The role of unions in gathering public momentum to advocate for labor reform did not go unmentioned.
“No institution has done more for equal pay for equal work than the labor movement,” Pelosi declared in response to a question submitted from the audience. “The middle class in America has a union label on it.”
Audience member Debra Johnson, a retired steward at Teamsters Local 1150, a union of aircraft workers, echoed this sentiment before the event began. “I believe organized labor is a way of leveling the playing field for everyone,” she said, adding that she received fair pay as a union employee. “The union machine is what’s going to get it done.”

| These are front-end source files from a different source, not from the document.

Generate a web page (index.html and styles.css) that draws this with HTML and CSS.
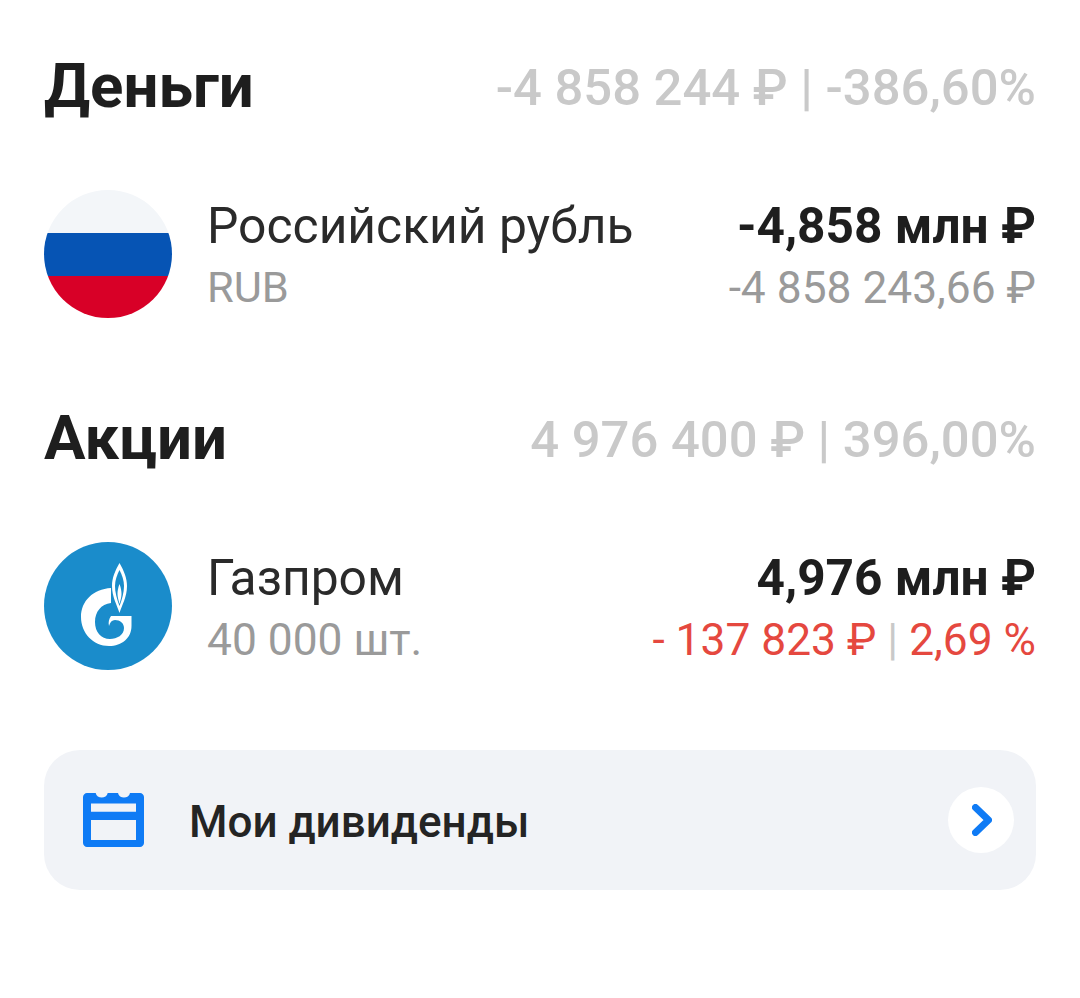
FILE: index.html
```html
<!DOCTYPE html>
<html lang="ru">
<head>
<meta charset="utf-8">
<title>Портфель</title>
<link rel="stylesheet" href="styles.css">
</head>
<body>
<main class="page">
  <section class="head">
    <h2 class="title">Деньги</h2>
    <div class="total">-4 858 244 ₽ | -386,60%</div>
  </section>
  <section class="row">
    <svg class="logo" viewBox="0 0 128 128">
      <defs><clipPath id="c1"><circle cx="64" cy="64" r="64"/></clipPath></defs>
      <g clip-path="url(#c1)">
        <rect width="128" height="43" fill="#f3f6f9"/>
        <rect y="43" width="128" height="43" fill="#0654b4"/>
        <rect y="86" width="128" height="42" fill="#d80027"/>
      </g>
    </svg>
    <div class="info">
      <div class="name">Российский рубль</div>
      <div class="sub code">RUB</div>
    </div>
    <div class="vals">
      <div class="amount">-4,858 млн ₽</div>
      <div class="sub">-4 858 243,66 ₽</div>
    </div>
  </section>
  <section class="head head-second">
    <h2 class="title">Акции</h2>
    <div class="total">4 976 400 ₽ | 396,00%</div>
  </section>
  <section class="row">
    <svg class="logo" viewBox="0 0 128 128">
      <circle cx="64" cy="64" r="64" fill="#1a8ccb"/>
      <path fill="#fff" d="M67 46C49 47 37 59 37 75C37 91 49 104 65 104C78 104 87.5 96 87.5 84V74H67C65 77 64 80 65 84C66 80 68 78 71 78C76 78 80 81 80 86C80 93 73 97 66 97C57 97 51 90 51 80C51 70 57 62 67 61Z"/>
      <path fill="#fff" d="M75.5 21C71 29 68 36 68 44C68 55 73 63 75.5 71C78 63 83 55 83 44C83 36 80 29 75.5 21Z"/>
      <path fill="#1a8ccb" d="M75.5 28C73 33 71 38 71 44C71 51 73 57 75.5 64C78 57 80 51 80 44C80 38 78 33 75.5 28Z"/>
      <path fill="#fff" d="M75.5 42C74 46 73.5 49 73.5 52C73.5 55 74.5 58 75.5 62C76.5 58 77.5 55 77.5 52C77.5 49 77 46 75.5 42Z"/>
    </svg>
    <div class="info">
      <div class="name">Газпром</div>
      <div class="sub">40 000 шт.</div>
    </div>
    <div class="vals">
      <div class="amount">4,976 млн ₽</div>
      <div class="loss">- 137 823 ₽ <span class="sep">|</span> 2,69 %</div>
    </div>
  </section>
  <section class="card">
    <svg class="cal" viewBox="0 0 61 54">
      <path fill="#0f7bf5" fill-rule="evenodd" d="M4 0H12.7C13.7 6 23.7 6 24.7 0H35C36 6 46 6 47 0H57C59 0 61 2 61 4V50C61 52 59 54 57 54H4C2 54 0 52 0 50V4C0 2 2 0 4 0ZM8 10.5V18.7H53V10.5ZM8 27V47H53V27Z"/>
    </svg>
    <div class="card-label">Мои дивиденды</div>
    <div class="go">
      <svg class="chev" viewBox="0 0 20 32">
        <path d="M3.5 3.5L16.5 16L3.5 28.5" fill="none" stroke="#0f7bf5" stroke-width="7" stroke-linecap="round" stroke-linejoin="round"/>
      </svg>
    </div>
  </section>
</main>
</body>
</html>
```
FILE: styles.css
```css
* { box-sizing: border-box; }
html, body { margin: 0; padding: 0; background: #fff; }
body { font-family: Roboto, "Noto Sans", sans-serif; color: #1e1e1e; }
.page { width: 1080px; height: 998px; padding: 54px 44px 0; display: flex; flex-direction: column; }
.head { display: flex; justify-content: space-between; align-items: center; height: 64px; }
.head-second { margin-top: 88px; }
.title { margin: 0; font-size: 61.8px; font-weight: 700; line-height: 64px; }
.total { font-size: 50.8px; font-weight: 500; color: #c9c9c9; line-height: 64px; padding-top: 4px; }
.row { display: flex; align-items: center; height: 128px; margin-top: 72px; }
.logo { width: 128px; height: 128px; flex: none; }
.info { margin-left: 35px; display: flex; flex-direction: column; gap: 10px; flex: 1; padding-top: 6px; }
.vals { display: flex; flex-direction: column; gap: 10px; align-items: flex-end; padding-top: 6px; }
.name { font-size: 49.8px; line-height: 52px; color: #2a2a2a; }
.sub { font-size: 44.3px; line-height: 52px; color: #9a9a9a; }
.code { font-size: 43.4px; }
.amount { font-size: 49.6px; font-weight: 700; line-height: 52px; }
.loss { font-size: 44.3px; line-height: 52px; color: #e5483f; }
.sep { color: #c9c9c9; }
.card { margin-top: 80px; height: 140px; border-radius: 36px; background: #f1f3f7; display: flex; align-items: center; padding: 0 22px 0 39px; }
.cal { width: 61px; height: 54px; flex: none; }
.card-label { margin-left: 45px; flex: 1; font-size: 44px; font-weight: 500; color: #242424; padding-top: 3px; }
.go { width: 66px; height: 66px; border-radius: 50%; background: #fff; display: flex; align-items: center; justify-content: center; }
.chev { width: 20px; height: 32px; margin-left: 2px; }
```
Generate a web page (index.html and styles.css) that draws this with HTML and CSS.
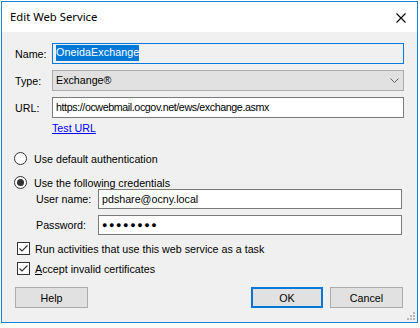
FILE: index.html
```html
<!DOCTYPE html>
<html lang="en">
<head>
    <meta charset="UTF-8">
    <title>Edit Web Service</title>
    <link rel="stylesheet" href="styles.css">
</head>
<body>

<div class="window">
    <div class="titlebar">
        <span class="title">Edit Web Service</span>
        <svg class="close" width="10" height="10" viewBox="0 0 10 10">
            <path d="M0.5 0.5 L9.5 9.5 M9.5 0.5 L0.5 9.5" stroke="#000" stroke-width="1.1" fill="none"/>
        </svg>
    </div>

    <div class="client">
        <div class="row row-name">
            <span class="label">Name:</span>
            <div class="field focused"><span class="selected">OneidaExchange</span></div>
        </div>
        <div class="row row-type">
            <span class="label">Type:</span>
            <div class="field combo">
                <span>Exchange®</span>
                <svg width="9" height="5" viewBox="0 0 9 5">
                    <path d="M0.5 0.5 L4.5 4.5 L8.5 0.5" stroke="#606060" stroke-width="1" fill="none"/>
                </svg>
            </div>
        </div>
        <div class="row row-url">
            <span class="label">URL:</span>
            <div class="field url">https://ocwebmail.ocgov.net/ews/exchange.asmx</div>
        </div>
        <a class="link" href="#">Test URL</a>

        <div class="option option-first">
            <span class="radio"></span>
            <span>Use default authentication</span>
        </div>
        <div class="option">
            <span class="radio checked"></span>
            <span>Use the following credentials</span>
        </div>

        <div class="cred cred-user">
            <span class="label">User name:</span>
            <div class="field">pdshare@ocny.local</div>
        </div>
        <div class="cred">
            <span class="label">Password:</span>
            <div class="field dots">●●●●●●●●</div>
        </div>

        <div class="check check-first">
            <span class="box">
                <svg width="11" height="11" viewBox="0 0 11 11">
                    <path d="M1.5 5.5 L4 8 L9.5 2.5" stroke="#333" stroke-width="1.2" fill="none"/>
                </svg>
            </span>
            <span>Run activities that use this web service as a task</span>
        </div>
        <div class="check">
            <span class="box">
                <svg width="11" height="11" viewBox="0 0 11 11">
                    <path d="M1.5 5.5 L4 8 L9.5 2.5" stroke="#333" stroke-width="1.2" fill="none"/>
                </svg>
            </span>
            <span><u>A</u>ccept invalid certificates</span>
        </div>

        <div class="buttons">
            <button class="btn">Help</button>
            <div class="spacer"></div>
            <button class="btn default">OK</button>
            <button class="btn">Cancel</button>
        </div>

        <svg class="grip" width="9" height="9" viewBox="0 0 9 9">
            <rect x="6" y="0" width="2" height="2" fill="#b8b8b8"/>
            <rect x="3" y="3" width="2" height="2" fill="#b8b8b8"/>
            <rect x="6" y="3" width="2" height="2" fill="#b8b8b8"/>
            <rect x="0" y="6" width="2" height="2" fill="#b8b8b8"/>
            <rect x="3" y="6" width="2" height="2" fill="#b8b8b8"/>
            <rect x="6" y="6" width="2" height="2" fill="#b8b8b8"/>
        </svg>
    </div>
</div>

</body>
</html>
```

FILE: styles.css
```css
body {
    margin: 0;
    padding: 1px 0 0 1px;
    background: #ffffff;
    font-family: 'Liberation Sans', Arial, sans-serif;
    font-size: 10.7px;
    color: #000;
}

.window {
    width: 415px;
    border: 1px solid #1883d7;
    background: #f0f0f0;
}

.titlebar {
    height: 30px;
    background: #ffffff;
    display: flex;
    align-items: center;
    padding: 0 11px 0 8px;
}

.title {
    font-family: 'Noto Sans', 'Open Sans', sans-serif;
    font-size: 11.3px;
    flex: 1;
    padding-bottom: 1px;
}

.close {
    margin-top: 1px;
}

.client {
    height: 290px;
    padding: 0 13px 0 13px;
    display: flex;
    flex-direction: column;
    position: relative;
    box-sizing: border-box;
}

.row {
    display: flex;
    align-items: center;
    margin-top: 6px;
}

.row-name {
    margin-top: 11px;
}

.row .label {
    width: 37px;
}

.field {
    flex: 1;
    height: 21px;
    box-sizing: border-box;
    border: 1px solid #7a7a7a;
    background: #ffffff;
    display: flex;
    align-items: center;
    padding: 0 3px 1px;
    white-space: nowrap;
}

.field.focused {
    border-color: #0078d7;
    background: #f0f0f0;
}

.selected {
    background: #0078d7;
    color: #fff;
    padding: 1px 0 2px;
    line-height: 13px;
    letter-spacing: 0.1px;
}

.combo {
    background: #e1e1e1;
    border-color: #adadad;
    justify-content: space-between;
    padding: 0 4px 1px 3px;
}

.url {
    letter-spacing: -0.4px;
}

.link {
    color: #0000ff;
    margin: 4px 0 0 37px;
    align-self: flex-start;
    line-height: 13px;
}

.option {
    display: flex;
    align-items: center;
    gap: 7px;
    margin-top: 11px;
    height: 13px;
}

.option-first {
    margin-top: 17px;
}

.radio {
    width: 13px;
    height: 13px;
    box-sizing: border-box;
    border: 1px solid #333;
    border-radius: 50%;
    background: #fff;
    margin-left: -1px;
    display: flex;
    align-items: center;
    justify-content: center;
}

.radio.checked::after {
    content: "";
    width: 7px;
    height: 7px;
    border-radius: 50%;
    background: #333;
}

.cred {
    display: flex;
    align-items: center;
    margin-top: 6px;
    padding-right: 2px;
}

.cred-user {
    margin-top: 0;
}

.cred .label {
    width: 62px;
    padding-left: 21px;
}

.cred .field {
    height: 20px;
}

.dots {
    font-size: 9px;
    letter-spacing: 1.6px;
}

.check {
    display: flex;
    align-items: center;
    gap: 5px;
    margin-top: 7px;
    height: 13px;
    padding-left: 2px;
}

.check-first {
    margin-top: 7px;
}

.box {
    width: 13px;
    height: 13px;
    box-sizing: border-box;
    border: 1px solid #333;
    background: #fff;
    display: flex;
    align-items: center;
    justify-content: center;
}

.buttons {
    display: flex;
    gap: 7px;
    margin-top: 12px;
    padding-right: 1px;
}

.spacer {
    flex: 1;
}

.btn {
    width: 73px;
    height: 21px;
    box-sizing: border-box;
    border: 1px solid #adadad;
    background: #e1e1e1;
    font-family: 'Liberation Sans', Arial, sans-serif;
    font-size: 10.7px;
    color: #000;
    padding: 0;
}

.btn.default {
    width: 72px;
    border: 2px solid #0078d7;
}

.grip {
    position: absolute;
    right: 1px;
    bottom: 1px;
}
```
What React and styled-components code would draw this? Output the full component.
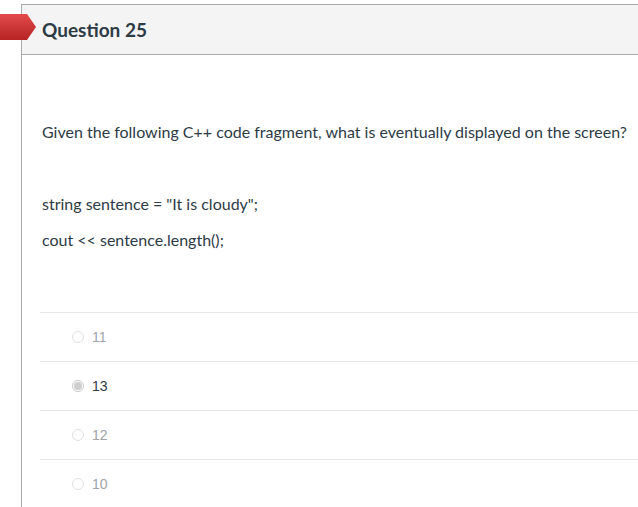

Rachel Spells and Stephanie Cotton are also union members. They said the wage gap continues to affect them. Spells is on her way to becoming a doula, while Cotton works in childcare. Both women said that their predominantly-female fields remain undervalued and underpaid.Spells said she felt energized hearing from a pair of “innovating” women in congress who are working to change that.
Cotton said she was most inspired when Pelosi spoke about a meeting she once had with high-powered White House officials, including then-President George Bush. “It was unlike any meeting that a woman had been to before,” Pelosi had recalled. “I was feeling very closed in on my chair … Then, I realized: Susan B. Anthony, Elizabeth Cady Stanton, Sojourner Truth, Alice Paul, Lucretia Mott, they were all on the chair with me,” Pelosi said. The room burst into applause.